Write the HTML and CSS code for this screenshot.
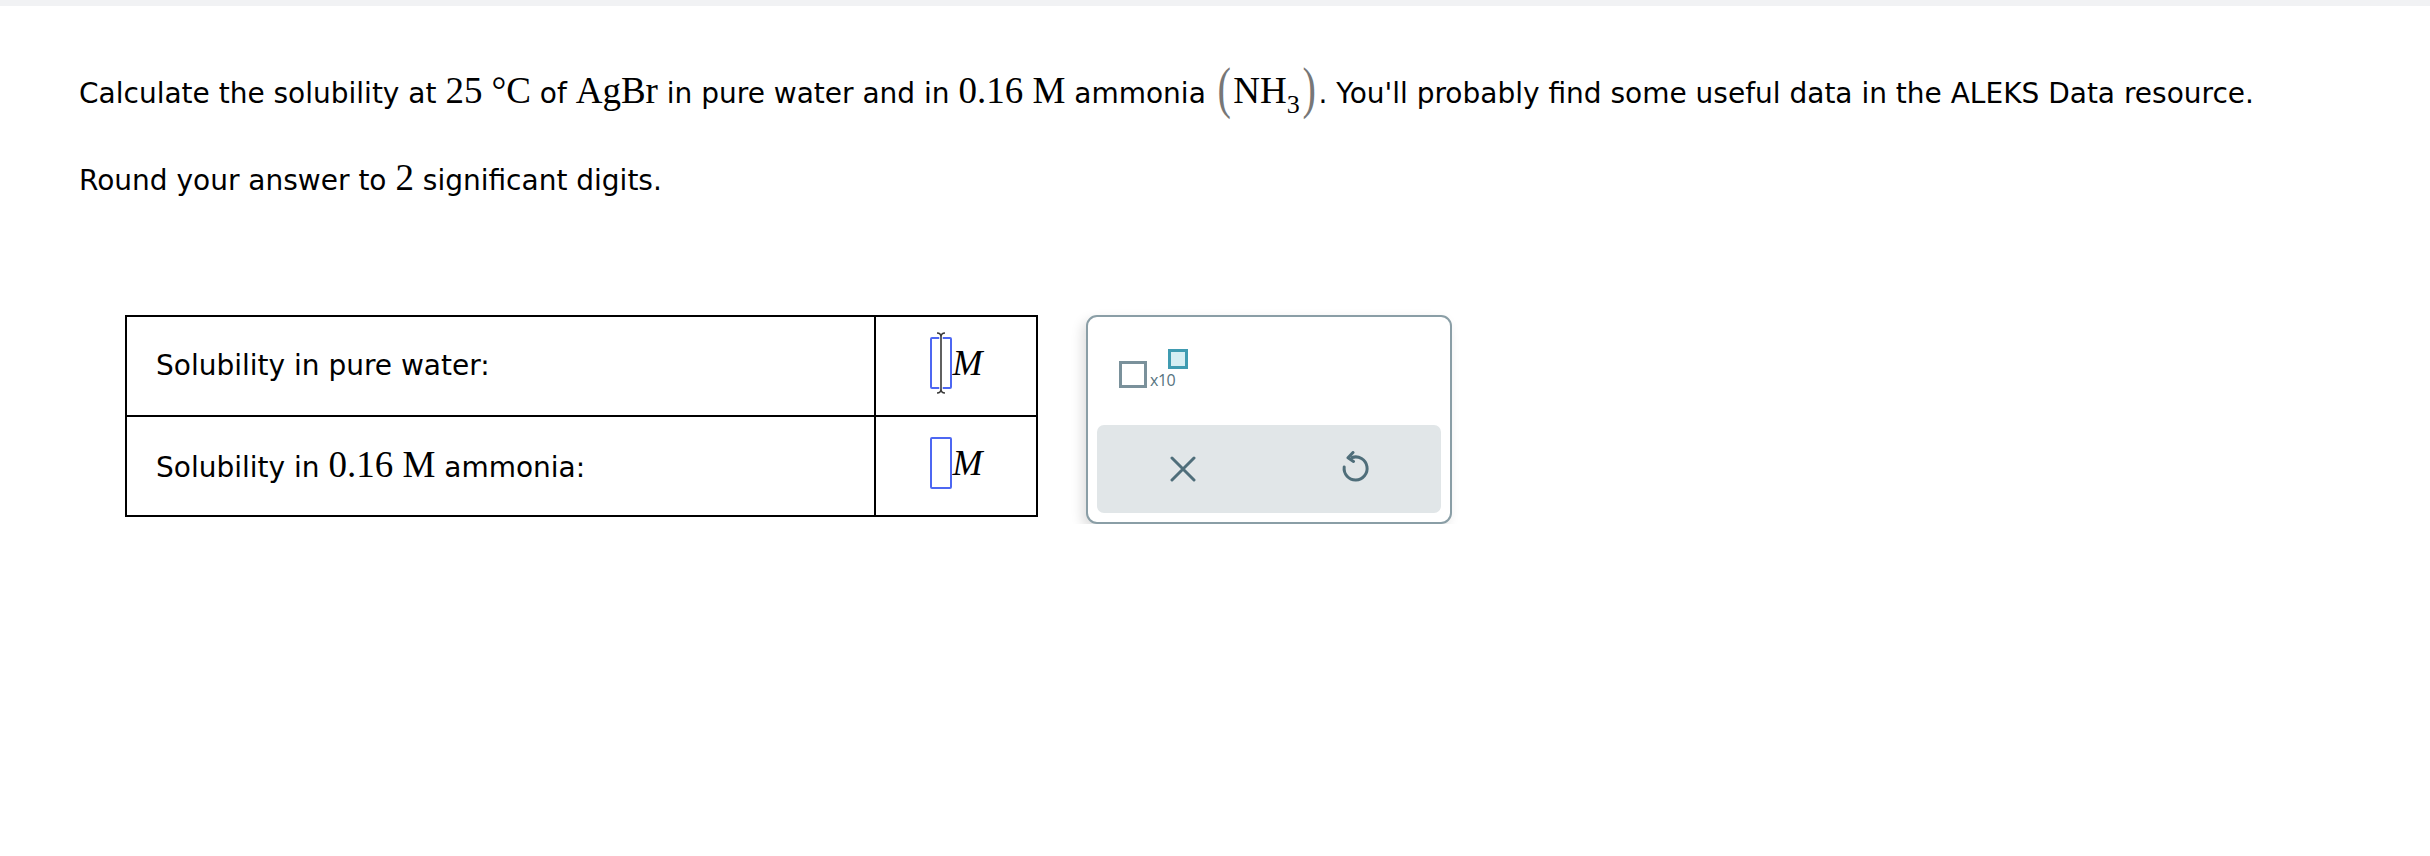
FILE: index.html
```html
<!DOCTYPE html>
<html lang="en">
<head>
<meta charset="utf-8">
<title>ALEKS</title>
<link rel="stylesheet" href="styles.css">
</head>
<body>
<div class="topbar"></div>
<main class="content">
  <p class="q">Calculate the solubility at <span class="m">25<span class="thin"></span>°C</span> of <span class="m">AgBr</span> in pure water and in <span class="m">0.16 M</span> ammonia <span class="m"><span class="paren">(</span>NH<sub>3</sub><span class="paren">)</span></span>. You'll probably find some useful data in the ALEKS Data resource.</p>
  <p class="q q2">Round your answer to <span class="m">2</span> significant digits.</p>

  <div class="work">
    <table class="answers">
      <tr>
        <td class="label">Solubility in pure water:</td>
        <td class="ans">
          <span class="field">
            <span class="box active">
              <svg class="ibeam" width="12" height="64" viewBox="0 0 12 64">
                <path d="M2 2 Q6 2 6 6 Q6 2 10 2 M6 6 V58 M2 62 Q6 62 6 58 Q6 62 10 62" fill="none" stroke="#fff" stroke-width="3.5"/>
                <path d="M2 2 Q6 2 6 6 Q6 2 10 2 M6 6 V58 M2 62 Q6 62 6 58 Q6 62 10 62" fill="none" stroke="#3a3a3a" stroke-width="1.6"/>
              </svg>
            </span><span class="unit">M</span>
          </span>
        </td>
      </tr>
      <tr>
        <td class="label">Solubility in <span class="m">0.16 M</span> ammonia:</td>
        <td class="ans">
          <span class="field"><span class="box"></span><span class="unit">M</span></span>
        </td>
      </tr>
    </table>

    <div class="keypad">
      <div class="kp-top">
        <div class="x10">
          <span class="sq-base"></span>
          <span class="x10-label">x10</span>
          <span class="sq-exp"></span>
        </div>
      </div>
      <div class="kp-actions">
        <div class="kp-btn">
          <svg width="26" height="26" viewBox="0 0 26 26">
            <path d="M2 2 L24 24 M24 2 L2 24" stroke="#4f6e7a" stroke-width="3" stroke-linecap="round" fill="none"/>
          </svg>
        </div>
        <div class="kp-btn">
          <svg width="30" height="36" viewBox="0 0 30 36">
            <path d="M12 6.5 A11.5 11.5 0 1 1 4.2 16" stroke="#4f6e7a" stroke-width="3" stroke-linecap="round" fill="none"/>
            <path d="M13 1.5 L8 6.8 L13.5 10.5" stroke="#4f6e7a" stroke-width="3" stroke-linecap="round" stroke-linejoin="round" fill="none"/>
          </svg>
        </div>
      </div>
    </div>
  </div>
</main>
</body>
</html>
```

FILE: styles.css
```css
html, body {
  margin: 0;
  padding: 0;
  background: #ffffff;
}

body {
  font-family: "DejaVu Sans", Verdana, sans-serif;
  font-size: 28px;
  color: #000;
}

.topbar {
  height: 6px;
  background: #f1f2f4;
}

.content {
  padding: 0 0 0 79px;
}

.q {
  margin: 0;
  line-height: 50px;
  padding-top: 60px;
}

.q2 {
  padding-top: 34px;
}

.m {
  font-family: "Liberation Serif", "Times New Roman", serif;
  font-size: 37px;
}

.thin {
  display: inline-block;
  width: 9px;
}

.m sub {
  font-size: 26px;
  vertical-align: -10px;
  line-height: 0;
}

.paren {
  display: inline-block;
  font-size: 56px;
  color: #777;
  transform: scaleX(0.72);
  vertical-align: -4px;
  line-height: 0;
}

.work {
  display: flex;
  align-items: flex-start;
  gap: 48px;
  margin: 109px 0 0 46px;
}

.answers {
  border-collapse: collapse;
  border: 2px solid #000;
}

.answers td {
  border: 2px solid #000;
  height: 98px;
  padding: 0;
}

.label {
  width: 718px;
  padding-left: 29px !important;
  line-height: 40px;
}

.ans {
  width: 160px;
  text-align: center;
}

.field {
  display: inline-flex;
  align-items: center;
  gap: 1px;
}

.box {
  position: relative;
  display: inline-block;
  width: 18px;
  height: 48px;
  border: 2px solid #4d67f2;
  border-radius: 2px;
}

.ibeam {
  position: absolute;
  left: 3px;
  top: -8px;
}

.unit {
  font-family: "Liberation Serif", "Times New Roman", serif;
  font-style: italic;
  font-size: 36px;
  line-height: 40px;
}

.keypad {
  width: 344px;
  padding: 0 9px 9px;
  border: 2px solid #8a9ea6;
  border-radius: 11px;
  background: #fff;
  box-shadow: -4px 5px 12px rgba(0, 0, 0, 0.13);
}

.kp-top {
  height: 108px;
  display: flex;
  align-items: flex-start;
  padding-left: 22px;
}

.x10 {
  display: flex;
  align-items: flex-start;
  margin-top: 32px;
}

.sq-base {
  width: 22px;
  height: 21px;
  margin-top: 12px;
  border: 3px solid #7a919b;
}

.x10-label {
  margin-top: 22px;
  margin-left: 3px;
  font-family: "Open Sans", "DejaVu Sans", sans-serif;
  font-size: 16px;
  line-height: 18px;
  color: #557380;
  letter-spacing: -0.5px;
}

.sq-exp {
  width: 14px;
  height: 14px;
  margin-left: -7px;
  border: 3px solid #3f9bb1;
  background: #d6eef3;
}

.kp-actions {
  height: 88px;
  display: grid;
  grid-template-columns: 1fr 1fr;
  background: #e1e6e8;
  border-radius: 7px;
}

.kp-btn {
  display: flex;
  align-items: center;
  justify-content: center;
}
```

Task statement: Your task is to reproduce all of the material exactly. The pictures stay out.

The reply:
Write the HTML and CSS code for this screenshot.
FILE: index.html
```html
<!DOCTYPE html>
<html lang="en">
<head>
<meta charset="utf-8">
<title>ALEKS</title>
<link rel="stylesheet" href="styles.css">
</head>
<body>
<div class="topbar"></div>
<main class="content">
  <p class="q">Calculate the solubility at <span class="m">25<span class="thin"></span>°C</span> of <span class="m">AgBr</span> in pure water and in <span class="m">0.16 M</span> ammonia <span class="m"><span class="paren">(</span>NH<sub>3</sub><span class="paren">)</span></span>. You'll probably find some useful data in the ALEKS Data resource.</p>
  <p class="q q2">Round your answer to <span class="m">2</span> significant digits.</p>

  <div class="work">
    <table class="answers">
      <tr>
        <td class="label">Solubility in pure water:</td>
        <td class="ans">
          <span class="field">
            <span class="box active">
              <svg class="ibeam" width="12" height="64" viewBox="0 0 12 64">
                <path d="M2 2 Q6 2 6 6 Q6 2 10 2 M6 6 V58 M2 62 Q6 62 6 58 Q6 62 10 62" fill="none" stroke="#fff" stroke-width="3.5"/>
                <path d="M2 2 Q6 2 6 6 Q6 2 10 2 M6 6 V58 M2 62 Q6 62 6 58 Q6 62 10 62" fill="none" stroke="#3a3a3a" stroke-width="1.6"/>
              </svg>
            </span><span class="unit">M</span>
          </span>
        </td>
      </tr>
      <tr>
        <td class="label">Solubility in <span class="m">0.16 M</span> ammonia:</td>
        <td class="ans">
          <span class="field"><span class="box"></span><span class="unit">M</span></span>
        </td>
      </tr>
    </table>

    <div class="keypad">
      <div class="kp-top">
        <div class="x10">
          <span class="sq-base"></span>
          <span class="x10-label">x10</span>
          <span class="sq-exp"></span>
        </div>
      </div>
      <div class="kp-actions">
        <div class="kp-btn">
          <svg width="26" height="26" viewBox="0 0 26 26">
            <path d="M2 2 L24 24 M24 2 L2 24" stroke="#4f6e7a" stroke-width="3" stroke-linecap="round" fill="none"/>
          </svg>
        </div>
        <div class="kp-btn">
          <svg width="30" height="36" viewBox="0 0 30 36">
            <path d="M12 6.5 A11.5 11.5 0 1 1 4.2 16" stroke="#4f6e7a" stroke-width="3" stroke-linecap="round" fill="none"/>
            <path d="M13 1.5 L8 6.8 L13.5 10.5" stroke="#4f6e7a" stroke-width="3" stroke-linecap="round" stroke-linejoin="round" fill="none"/>
          </svg>
        </div>
      </div>
    </div>
  </div>
</main>
</body>
</html>
```

FILE: styles.css
```css
html, body {
  margin: 0;
  padding: 0;
  background: #ffffff;
}

body {
  font-family: "DejaVu Sans", Verdana, sans-serif;
  font-size: 28px;
  color: #000;
}

.topbar {
  height: 6px;
  background: #f1f2f4;
}

.content {
  padding: 0 0 0 79px;
}

.q {
  margin: 0;
  line-height: 50px;
  padding-top: 60px;
}

.q2 {
  padding-top: 34px;
}

.m {
  font-family: "Liberation Serif", "Times New Roman", serif;
  font-size: 37px;
}

.thin {
  display: inline-block;
  width: 9px;
}

.m sub {
  font-size: 26px;
  vertical-align: -10px;
  line-height: 0;
}

.paren {
  display: inline-block;
  font-size: 56px;
  color: #777;
  transform: scaleX(0.72);
  vertical-align: -4px;
  line-height: 0;
}

.work {
  display: flex;
  align-items: flex-start;
  gap: 48px;
  margin: 109px 0 0 46px;
}

.answers {
  border-collapse: collapse;
  border: 2px solid #000;
}

.answers td {
  border: 2px solid #000;
  height: 98px;
  padding: 0;
}

.label {
  width: 718px;
  padding-left: 29px !important;
  line-height: 40px;
}

.ans {
  width: 160px;
  text-align: center;
}

.field {
  display: inline-flex;
  align-items: center;
  gap: 1px;
}

.box {
  position: relative;
  display: inline-block;
  width: 18px;
  height: 48px;
  border: 2px solid #4d67f2;
  border-radius: 2px;
}

.ibeam {
  position: absolute;
  left: 3px;
  top: -8px;
}

.unit {
  font-family: "Liberation Serif", "Times New Roman", serif;
  font-style: italic;
  font-size: 36px;
  line-height: 40px;
}

.keypad {
  width: 344px;
  padding: 0 9px 9px;
  border: 2px solid #8a9ea6;
  border-radius: 11px;
  background: #fff;
  box-shadow: -4px 5px 12px rgba(0, 0, 0, 0.13);
}

.kp-top {
  height: 108px;
  display: flex;
  align-items: flex-start;
  padding-left: 22px;
}

.x10 {
  display: flex;
  align-items: flex-start;
  margin-top: 32px;
}

.sq-base {
  width: 22px;
  height: 21px;
  margin-top: 12px;
  border: 3px solid #7a919b;
}

.x10-label {
  margin-top: 22px;
  margin-left: 3px;
  font-family: "Open Sans", "DejaVu Sans", sans-serif;
  font-size: 16px;
  line-height: 18px;
  color: #557380;
  letter-spacing: -0.5px;
}

.sq-exp {
  width: 14px;
  height: 14px;
  margin-left: -7px;
  border: 3px solid #3f9bb1;
  background: #d6eef3;
}

.kp-actions {
  height: 88px;
  display: grid;
  grid-template-columns: 1fr 1fr;
  background: #e1e6e8;
  border-radius: 7px;
}

.kp-btn {
  display: flex;
  align-items: center;
  justify-content: center;
}
```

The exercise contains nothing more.